Just a lowly cashier complaining about the unknowing irritation you cause by everyday purchasing transactions.

Thursday, December 30, 2010

Too Much Information

Yesterday I stopped into Walmart to check what time I work today because I never bothered to write down my schedule. I fully expected not to be back but whatever. Walmart now feels different for me. I used to have fun going there and looking around but now it definitely isn't as fun because I am haunted by the horrific memories of Christmas Eve. I also didn't like the potential of seeing people that I work with on the other side of the register.

I went to one of my coworker's line and I have no idea if he recognized me or not. He didn't really act like he did so I'm hoping he didn't know it was me, the girl who's been calling off for the last three days but I magically show up to shop. He also exhibited one of the cashiering faux pas: TMI.

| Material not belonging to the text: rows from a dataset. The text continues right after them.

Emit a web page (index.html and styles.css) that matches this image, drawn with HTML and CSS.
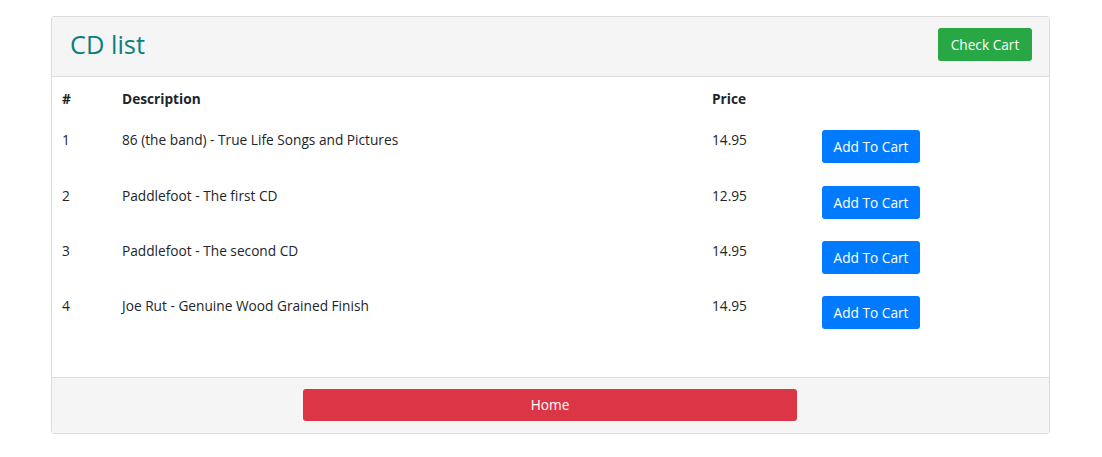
FILE: index.html
```html
<!DOCTYPE html>
<html>
<head>
<meta charset="utf-8">
<link rel="stylesheet" href="styles.css">
</head>
<body>
<div class="card">
  <div class="card-header">
    <h1 class="title">CD list</h1>
    <button class="btn btn-green">Check Cart</button>
  </div>
  <div class="card-body">
    <table class="cds">
      <thead>
        <tr><th class="c-num">#</th><th class="c-desc">Description</th><th class="c-price">Price</th><th class="c-act"></th></tr>
      </thead>
      <tbody>
        <tr><td>1</td><td>86 (the band) - True Life Songs and Pictures</td><td>14.95</td><td><button class="btn btn-blue">Add To Cart</button></td></tr>
        <tr><td>2</td><td>Paddlefoot - The first CD</td><td>12.95</td><td><button class="btn btn-blue">Add To Cart</button></td></tr>
        <tr><td>3</td><td>Paddlefoot - The second CD</td><td>14.95</td><td><button class="btn btn-blue">Add To Cart</button></td></tr>
        <tr><td>4</td><td>Joe Rut - Genuine Wood Grained Finish</td><td>14.95</td><td><button class="btn btn-blue">Add To Cart</button></td></tr>
      </tbody>
    </table>
  </div>
  <div class="card-footer">
    <button class="btn btn-red">Home</button>
  </div>
</div>
</body>
</html>
```

FILE: styles.css
```css
html, body {
  margin: 0;
  padding: 0;
  background: #fff;
}
body {
  font-family: "Open Sans", "Noto Sans", sans-serif;
  font-size: 13.7px;
  color: #212529;
  padding-top: 16px;
}
.card {
  width: 997px;
  margin: 0 0 0 51px;
  border: 1px solid #dcdcdc;
  border-radius: 3px;
  background: #fff;
}
.card-header {
  display: flex;
  align-items: flex-start;
  justify-content: space-between;
  background: #f5f5f5;
  border-bottom: 1px solid #dcdcdc;
  height: 60px;
  padding: 11px 17px 0 18px;
  box-sizing: border-box;
}
.title {
  margin: 0;
  font-size: 25.4px;
  line-height: 33px;
  font-weight: 400;
  color: #0b7f7f;
}
.btn {
  font-family: inherit;
  font-size: 13.7px;
  color: #fff;
  border: none;
  border-radius: 3px;
  padding: 0;
  height: 33px;
  cursor: pointer;
}
.btn-green { background: #28a745; width: 94px; }
.btn-blue { background: #007bff; width: 98px; }
.btn-red { background: #dc3545; width: 494px; height: 32px; }
.card-body {
  padding: 1px 0 36px;
}
.cds {
  width: 100%;
  border-collapse: collapse;
}
.cds th, .cds td {
  text-align: left;
  vertical-align: top;
  padding: 11px 10px 10px 10px;
  line-height: 20px;
}
.cds th { font-weight: 700; }
.cds tbody td { padding-top: 11.2px; padding-bottom: 11.2px; }
.c-num { width: 40px; }
.c-desc { width: 570px; }
.c-price { width: 90px; }
.card-footer {
  background: #f5f5f5;
  border-top: 1px solid #dcdcdc;
  display: flex;
  justify-content: center;
  padding: 11px 1px 12px 0;
}
```
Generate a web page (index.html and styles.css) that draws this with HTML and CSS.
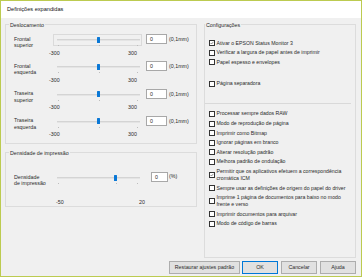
FILE: index.html
```html
<!DOCTYPE html>
<html lang="pt">
<head>
<meta charset="utf-8">
<title>Definições expandidas</title>
<link rel="stylesheet" href="styles.css">
</head>
<body>
<div class="window">
  <div class="titlebar">Definições expandidas</div>
  <div class="content">
    <div class="columns">
      <div class="leftcol">
        <div class="group g-desl">
          <div class="legend">Deslocamento</div>
          <div class="rows">
            <div class="srow">
              <div class="slabel">Frontal<br>superior</div>
              <div class="slider focus">
                <div class="track"></div>
                <div class="tick t1"></div><div class="tick t2"></div><div class="tick t3"></div>
                <div class="thumb" style="left:44px"></div>
              </div>
              <div class="spacer"></div>
              <div class="num">0</div>
              <div class="spacer"></div>
              <div class="unit">(0,1mm)</div>
              <div class="scale"><span>-300</span><span>300</span></div>
            </div>
            <div class="srow">
              <div class="slabel">Frontal<br>esquerda</div>
              <div class="slider">
                <div class="track"></div>
                <div class="tick t1"></div><div class="tick t2"></div><div class="tick t3"></div>
                <div class="thumb" style="left:44px"></div>
              </div>
              <div class="spacer"></div>
              <div class="num">0</div>
              <div class="spacer"></div>
              <div class="unit">(0,1mm)</div>
              <div class="scale"><span>-300</span><span>300</span></div>
            </div>
            <div class="srow">
              <div class="slabel">Traseira<br>superior</div>
              <div class="slider">
                <div class="track"></div>
                <div class="tick t1"></div><div class="tick t2"></div><div class="tick t3"></div>
                <div class="thumb" style="left:44px"></div>
              </div>
              <div class="spacer"></div>
              <div class="num">0</div>
              <div class="spacer"></div>
              <div class="unit">(0,1mm)</div>
              <div class="scale"><span>-300</span><span>300</span></div>
            </div>
            <div class="srow">
              <div class="slabel">Traseira<br>esquerda</div>
              <div class="slider">
                <div class="track"></div>
                <div class="tick t1"></div><div class="tick t2"></div><div class="tick t3"></div>
                <div class="thumb" style="left:44px"></div>
              </div>
              <div class="spacer"></div>
              <div class="num">0</div>
              <div class="spacer"></div>
              <div class="unit">(0,1mm)</div>
              <div class="scale"><span>-300</span><span>300</span></div>
            </div>
          </div>
        </div>
        <div class="group g-dens">
          <div class="legend">Densidade de impressão</div>
          <div class="rows">
            <div class="srow srow-dens">
              <div class="slabel">Densidade<br>de impressão</div>
              <div class="slider">
                <div class="track"></div>
                <div class="tick t1"></div><div class="tick t4"></div><div class="tick t3"></div>
                <div class="thumb" style="left:61px"></div>
              </div>
              <div class="spacer"></div>
              <div class="num">0</div>
              <div class="spacer"></div>
              <div class="unit unit-dens">(%)</div>
              <div class="scale scale-dens"><span>-50</span><span>20</span></div>
            </div>
          </div>
        </div>
      </div>
      <div class="group g-conf">
        <div class="legend legend-conf">Configurações</div>
        <div class="checks">
          <div class="cb"><span class="box"><svg viewBox="0 0 6 6" width="6" height="6"><polyline points="0.8,3 2.3,4.5 5.2,1.2" /></svg></span><span>Ativar o EPSON Status Monitor 3</span></div>
          <div class="cb"><span class="box"></span><span>Verificar a largura de papel antes de imprimir</span></div>
          <div class="cb"><span class="box"></span><span>Papel espesso e envelopes</span></div>
          <div class="cb cb-sep"><span class="box"></span><span>Página separadora</span></div>
          <div class="sep"></div>
          <div class="cb cb-after"><span class="box"></span><span>Processar sempre dados RAW</span></div>
          <div class="cb"><span class="box"></span><span>Modo de reprodução de página</span></div>
          <div class="cb"><span class="box"></span><span>Imprimir como Bitmap</span></div>
          <div class="cb"><span class="box"></span><span>Ignorar páginas em branco</span></div>
          <div class="cb"><span class="box"></span><span>Alterar resolução padrão</span></div>
          <div class="cb"><span class="box"></span><span>Melhora padrão de ondulação</span></div>
          <div class="cb"><span class="box"><svg viewBox="0 0 6 6" width="6" height="6"><polyline points="0.8,3 2.3,4.5 5.2,1.2" /></svg></span><span>Permitir que os aplicativos efetuem a correspondência<br>cromática ICM</span></div>
          <div class="cb"><span class="box"></span><span>Sempre usar as definições de origem do papel do driver</span></div>
          <div class="cb"><span class="box"></span><span>Imprime 1 página de documentos para baixo no modo<br>frente e verso</span></div>
          <div class="cb"><span class="box"></span><span>Imprimir documentos para arquivar</span></div>
          <div class="cb"><span class="box"></span><span>Modo de código de barras</span></div>
        </div>
      </div>
    </div>
    <div class="buttons">
      <div class="btn btn-wide">Restaurar ajustes padrão</div>
      <div class="btn btn-ok">OK</div>
      <div class="btn">Cancelar</div>
      <div class="btn">Ajuda</div>
    </div>
  </div>
</div>
</body>
</html>
```

FILE: styles.css
```css
* { box-sizing: border-box; }
html, body { margin: 0; padding: 0; }
body {
  width: 362px;
  height: 277px;
  overflow: hidden;
  font-family: "Liberation Sans", Arial, sans-serif;
  font-size: 5.3px;
  color: #2a2a2a;
  background: #fff;
}
.window {
  width: 362px;
  height: 277px;
  border: 1px solid #bccb50;
  background: #f0f0f0;
  display: flex;
  flex-direction: column;
}
.titlebar {
  height: 17px;
  flex: none;
  background: #fff;
  padding-left: 6px;
  line-height: 17px;
  font-size: 5.6px;
  color: #111;
}
.content {
  flex: 1;
  padding: 2px 5px 0 4px;
  display: flex;
  flex-direction: column;
}
.columns {
  display: flex;
  gap: 7px;
  align-items: flex-start;
}
.leftcol {
  width: 192px;
  flex: none;
  display: flex;
  flex-direction: column;
}
.group {
  border: 1px solid #dcdcdc;
  margin-top: 4px;
}
.legend {
  margin: -4px 0 0 3px;
  height: 8px;
  line-height: 8px;
  padding: 0 1px;
  background: #f0f0f0;
  width: max-content;
}
.legend-conf { margin-left: 0; }
.g-desl .rows { margin-top: 5px; padding-left: 8px; }
.g-dens { margin-top: 8px; }
.g-dens .rows { margin-top: 15px; padding-left: 8px; }

.srow {
  display: grid;
  grid-template-columns: 39px 89px 4px 21px 2px auto;
  grid-template-rows: 12px 7px;
  row-gap: 3.5px;
  height: 27.33px;
}
.srow-dens {
  grid-template-columns: 39px 89px 9px 17px 1px auto;
  row-gap: 14.5px;
  height: auto;
}
.slabel {
  padding-top: 1.5px;
  line-height: 6.5px;
}
.slider {
  position: relative;
  height: 12px;
}
.slider.focus { border: 1px solid #dadada; }
.track {
  position: absolute;
  left: 4px;
  right: 2px;
  top: 5px;
  height: 2px;
  background: #e4e4e4;
  border-top: 1px solid #d4d4d4;
}
.focus .track { left: 3px; right: 1px; top: 4px; }
.tick {
  position: absolute;
  top: 11px;
  width: 1px;
  height: 1px;
  background: #bdbdbd;
}
.focus .tick { top: 10px; }
.t1 { left: 5px; }
.t2 { left: 46px; }
.t3 { left: 84px; }
.t4 { left: 63px; }
.focus .t1 { left: 4px; }
.focus .t2 { left: 45px; }
.focus .t3 { left: 83px; }
.thumb {
  position: absolute;
  top: 2.5px;
  width: 3px;
  height: 6px;
  background: #0a78d6;
  border-radius: 0.5px;
}
.focus .thumb { top: 1.5px; margin-left: -1px; }
.num {
  height: 10px;
  border: 1px solid #a8a8a8;
  background: #fff;
  padding-left: 3px;
  line-height: 8px;
}
.unit {
  line-height: 10px;
  white-space: nowrap;
}
.unit-dens { line-height: 9.5px; }
.scale {
  grid-column: 1 / -1;
  display: flex;
  padding-left: 35px;
  line-height: 7px;
}
.scale span:first-child { width: 79px; }
.scale-dens { padding-left: 42px; }
.scale-dens span:first-child { width: 83px; }

.g-conf {
  width: 152px;
  flex: none;
}
.checks {
  padding: 10.5px 4px 29.5px 4px;
  display: flex;
  flex-direction: column;
  gap: 2.6px;
  font-size: 5.2px;
}
.cb {
  display: flex;
  align-items: center;
  gap: 1.5px;
  line-height: 7px;
  white-space: nowrap;
}
.cb-sep { margin-top: 12.2px; }
.sep {
  height: 1px;
  background: #d9d9d9;
  margin: 12.9px 0 2px -4px;
}
.cb-after { margin-top: 1.9px; }
.box {
  width: 6px;
  height: 6px;
  flex: none;
  border: 0.8px solid #333;
  background: #fff;
  display: flex;
  align-items: center;
  justify-content: center;
  overflow: hidden;
}
.box svg {
  display: block;
  fill: none;
  stroke: #333;
  stroke-width: 0.8;
}
.buttons {
  display: flex;
  justify-content: flex-end;
  gap: 3px;
  margin-top: 3px;
}
.btn {
  width: 36px;
  height: 13px;
  border: 1px solid #adadad;
  background: #e1e1e1;
  text-align: center;
  line-height: 11px;
  white-space: nowrap;
}
.btn-wide { width: 71px; margin-right: -1px; }
.btn-ok { border-color: #0078d7; }
```
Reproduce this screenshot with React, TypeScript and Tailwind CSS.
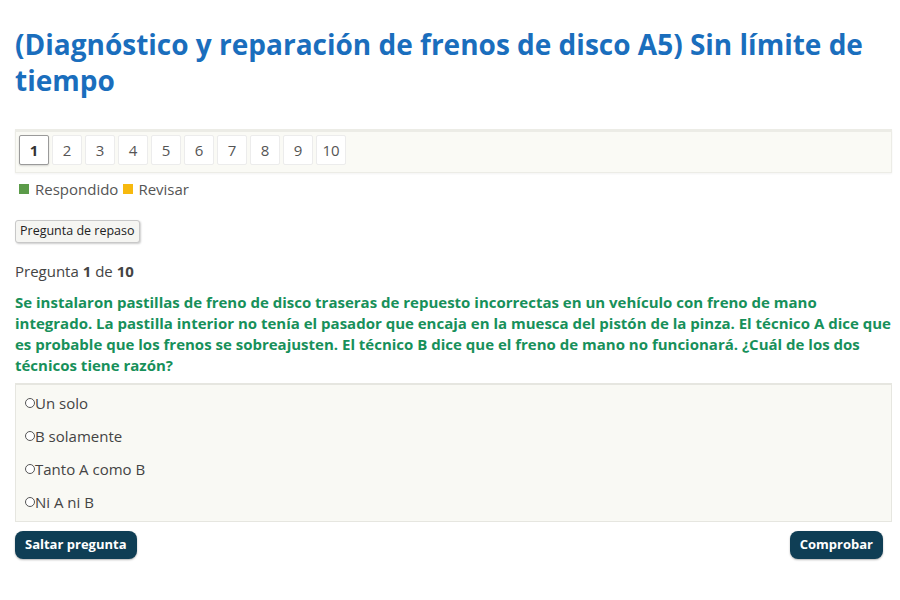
import { useState } from 'react'

const OPCIONES = ['Un solo', 'B solamente', 'Tanto A como B', 'Ni A ni B']

export default function App() {
  const [actual, setActual] = useState(1)
  const [elegida, setElegida] = useState<number | null>(null)

  return (
    <div className="min-h-[600px] bg-white pl-[15px] pr-[8px] pt-[26px] text-[#444]" style={{ fontFamily: '"Open Sans", sans-serif' }}>
      <h1 className="text-[28px] font-bold leading-[36px] text-[#1a6ebd]">
        (Diagnóstico y reparación de frenos de disco A5) Sin límite de tiempo
      </h1>

      {/* Navegación de preguntas */}
      <div className="mt-[31px] flex gap-[3px] border border-[#ecece6] border-t-[3px] bg-[#fafaf5] px-[3px] pt-[3px] pb-[7px] shadow-[0_1px_2px_rgba(0,0,0,0.05)]">
        {Array.from({ length: 10 }, (_, i) => i + 1).map(n => (
          <button
            key={n}
            onClick={() => setActual(n)}
            className={`h-[30px] min-w-[30px] rounded-[2px] border bg-white px-[3px] text-[15px] leading-none ${
              n === actual ? 'border-[#9a9a9a] font-bold text-[#333] shadow-[0_1px_2px_rgba(0,0,0,0.15)]' : 'border-[#ececec] text-[#555]'
            }`}
          >
            {n}
          </button>
        ))}
      </div>

      <div className="mt-[5px] flex items-center pl-[4px] text-[15px] text-[#555]">
        <span className="mr-[6px] inline-block h-[10px] w-[10px] bg-[#5b9b49]" />
        <span>Respondido</span>
        <span className="mx-[5px] inline-block h-[10px] w-[10px] bg-[#f7b90e]" />
        <span>Revisar</span>
      </div>

      <button className="mt-[19px] h-[23px] rounded-[3px] border border-[#c8c8c8] bg-[#f5f5f2] px-[4px] text-[12.5px] leading-none text-[#222] shadow-[1px_1px_2px_rgba(0,0,0,0.2)]">
        Pregunta de repaso
      </button>

      <p className="mt-[17px] text-[15px] text-[#444]">
        Pregunta <b>1</b> de <b>10</b>
      </p>

      <p className="mt-[10px] text-[15px] font-bold leading-[21px] text-[#17905a]">
        Se instalaron pastillas de freno de disco traseras de repuesto incorrectas en un vehículo con freno de mano integrado. La pastilla interior no tenía el pasador que encaja en la muesca del pistón de la pinza. El técnico A dice que es probable que los frenos se sobreajusten. El técnico B dice que el freno de mano no funcionará. ¿Cuál de los dos técnicos tiene razón?
      </p>

      <div className="mt-[7px] flex flex-col border border-[#e6e6e0] border-t-[2px] bg-[#f9f9f4] px-[9px] pt-[7px]">
        {OPCIONES.map((o, i) => (
          <label key={o} className="flex h-[33px] cursor-pointer items-start text-[15px] text-[#444] last:h-[30px]">
            <span className="mt-[6px] flex h-[10px] w-[10px] items-center justify-center rounded-full border border-[#555] bg-white">
              {elegida === i && <span className="h-[4px] w-[4px] rounded-full bg-[#555]" />}
            </span>
            <input type="radio" name="op" className="hidden" checked={elegida === i} onChange={() => setElegida(i)} />
            <span className="leading-[22px]">{o}</span>
          </label>
        ))}
      </div>

      <div className="mt-[9px] flex justify-between pr-[9px]">
        <button className="h-[28px] rounded-[8px] bg-[#0f3e55] px-[10px] text-[13px] font-bold text-white shadow-[0_1px_2px_rgba(0,0,0,0.3)]">
          Saltar pregunta
        </button>
        <button className="h-[28px] rounded-[8px] bg-[#0f3e55] px-[10px] text-[13px] font-bold text-white shadow-[0_1px_2px_rgba(0,0,0,0.3)]">
          Comprobar
        </button>
      </div>
    </div>
  )
}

The "How are you?" question doesn't really need to be elaborated. Even when I was so sick that my voice came out like a croak, I never complained to the customer. Why would they care if I'm sick? The cashier complained that he had been stuck on the register next to the door for the duration of Monday's snow storm. Well, it's not my problem that you are so dedicated to your cashiering job that you felt the need to show up in a SNOW STORM while most people called off (and customers had to be fucking crazy or high to even think that going shopping was a better alternative than staying home where you can't slide into a ditch).

I hate when customers share too much with me (especially when they want to talk and talk and talk when I'm trying to shove them out of the line) so I'm not going to bother my customers with my problems. As a customer, I've had cashiers that seem to be more occupied holding a conversation than scanning my items. I hate this because the whole time they're talking, I'm not paying attention to their story because I'm thinking "hurry up" the entire time.